YOUR OBJECTIVE. Return every record below exactly as written, but leave out the pictures.

◆ ◆ ◆

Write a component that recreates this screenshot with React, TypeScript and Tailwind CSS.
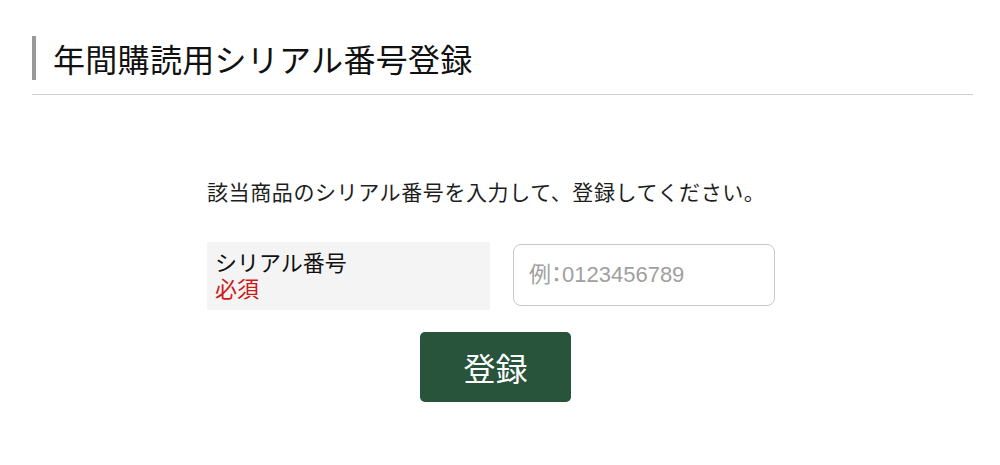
export default function App() {
    const font = { fontFamily: '"Noto Sans CJK JP", "Noto Sans", sans-serif' };
    const inputFont = {
        fontFamily: '"Liberation Sans", "Noto Sans CJK JP", sans-serif',
        fontFeatureSettings: '"palt"',
    };

    return (
        <div className="w-[1000px] h-[465px] bg-white text-[#1e1e1e]" style={font}>
            <div className="pl-8 pr-[27px] pt-9">
                <div className="flex items-center h-[44px] border-l-4 border-[#9a9a9a] pl-[17px]">
                    <h1 className="text-[32px] leading-none tracking-[0.3px] text-[#111]">年間購読用シリアル番号登録</h1>
                </div>
                <div className="mt-[14px] border-b border-[#cfcfcf]"></div>
            </div>

            <div className="pl-[207px] pt-[81px]">
                <p className="text-[21px] leading-[30px] tracking-[0.6px]">該当商品のシリアル番号を入力して、登録してください。</p>

                <div className="flex items-start mt-[36px]">
                    <div className="w-[283px] h-[68px] bg-[#f4f4f4] px-2 pt-[6px]">
                        <div className="text-[22px] leading-[26px] text-[#111]">シリアル番号</div>
                        <div className="text-[22px] leading-[26px] text-[#cc1a1a]">必須</div>
                    </div>
                    <input
                        type="text"
                        placeholder="例：0123456789"
                        className="ml-[23px] mt-[2px] w-[262px] h-[62px] rounded-lg border border-[#c8c8c8] px-[15px] text-[22px] placeholder:text-[#a0a0a0] outline-none"
                        style={inputFont}
                    />
                </div>

                <div className="mt-[22px] ml-[213px]">
                    <button className="w-[151px] h-[70px] rounded-[5px] bg-[#27543a] text-white text-[32px] leading-none">
                        登録
                    </button>
                </div>
            </div>
        </div>
    );
}
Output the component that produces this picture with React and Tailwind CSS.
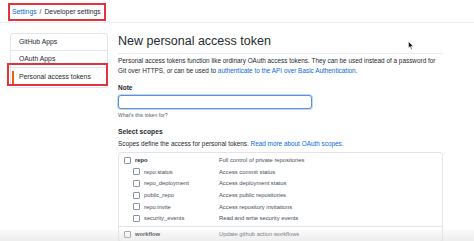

◆ ◆ ◆

EXERCISE RESPONSE.
Write a component that recreates this screenshot with React, TypeScript and Tailwind CSS.
export default function App() {
    const font = { fontFamily: '"Noto Sans CJK JP", "Noto Sans", sans-serif' };
    const inputFont = {
        fontFamily: '"Liberation Sans", "Noto Sans CJK JP", sans-serif',
        fontFeatureSettings: '"palt"',
    };

    return (
        <div className="w-[1000px] h-[465px] bg-white text-[#1e1e1e]" style={font}>
            <div className="pl-8 pr-[27px] pt-9">
                <div className="flex items-center h-[44px] border-l-4 border-[#9a9a9a] pl-[17px]">
                    <h1 className="text-[32px] leading-none tracking-[0.3px] text-[#111]">年間購読用シリアル番号登録</h1>
                </div>
                <div className="mt-[14px] border-b border-[#cfcfcf]"></div>
            </div>

            <div className="pl-[207px] pt-[81px]">
                <p className="text-[21px] leading-[30px] tracking-[0.6px]">該当商品のシリアル番号を入力して、登録してください。</p>

                <div className="flex items-start mt-[36px]">
                    <div className="w-[283px] h-[68px] bg-[#f4f4f4] px-2 pt-[6px]">
                        <div className="text-[22px] leading-[26px] text-[#111]">シリアル番号</div>
                        <div className="text-[22px] leading-[26px] text-[#cc1a1a]">必須</div>
                    </div>
                    <input
                        type="text"
                        placeholder="例：0123456789"
                        className="ml-[23px] mt-[2px] w-[262px] h-[62px] rounded-lg border border-[#c8c8c8] px-[15px] text-[22px] placeholder:text-[#a0a0a0] outline-none"
                        style={inputFont}
                    />
                </div>

                <div className="mt-[22px] ml-[213px]">
                    <button className="w-[151px] h-[70px] rounded-[5px] bg-[#27543a] text-white text-[32px] leading-none">
                        登録
                    </button>
                </div>
            </div>
        </div>
    );
}
Output the component that produces this picture with React and Tailwind CSS.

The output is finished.